German Defence Minister Ursula von der Leyen said that Europe could no longer accept a situation in which they were stymied by the need to decide joint foreign policy approaches unanimously within NATO.
“Europe has to up its pace in the face of global challenges from terrorism, poverty and climate change,” she said. “Those who want to must be able to advance without being blocked by individual countries… We want to remain transatlantic but we want to become more European.”
“A start has been made,” she said. “Last December we finally launched plans for a European Defence Union. In a way we started out on the political path toward working on a European army.”
Speaking to France 24, von der Leyen went so far as to link “Brexit, the migrant crisis, a more assertive Russia and an unpredictable White House” as a collective “wake-up call we needed to understand that we had to change something and stand on our own two feet.”

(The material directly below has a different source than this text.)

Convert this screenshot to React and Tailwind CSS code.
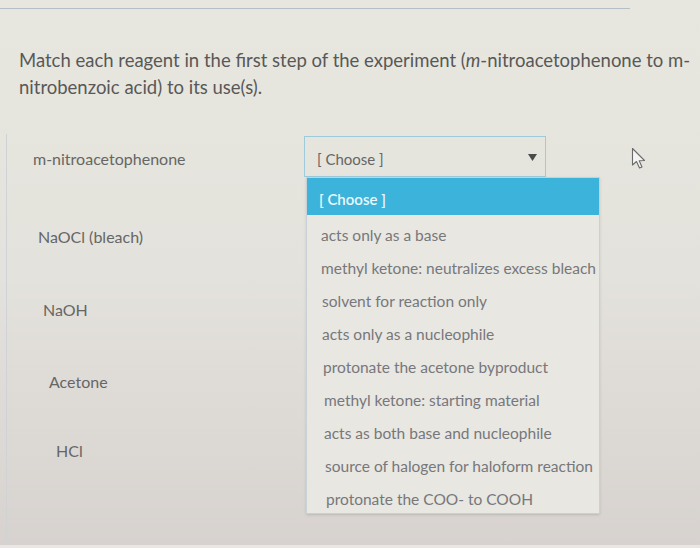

France’s Foreign Secretary Florence Parly was equally dismissive of US concerns.
“When we are threatened in our own neighbourhood, particularly to the south, we have to be able to respond, even when the United States or the (NATO) alliance would like to be less implicated,” she said.
EU nations must be ready to act “without asking the United States to come to our aid, without asking them to divert their ISR (intelligence, surveillance and reconnaissance) capabilities or their supply craft from other missions.”
Both Germany and France have recently committed to increasing military spending—with France pledging to meet the NATO two percent target by pledging $370 billion of investments by 2025.
UK Prime Minister Theresa May sought to strengthen her hand in negotiations with the EU by focusing on the UK’s role in Europe’s collective military and security structures. May urged Europe’s leaders not to let Britain’s intention to leave the EU’s common foreign and security policy prevent agreement on a new security treaty that would have “damaging real-world consequences.”
May was fully backed by the US, which views the UK, which has the second biggest defence budget in NATO, as a valuable check on Germany and France.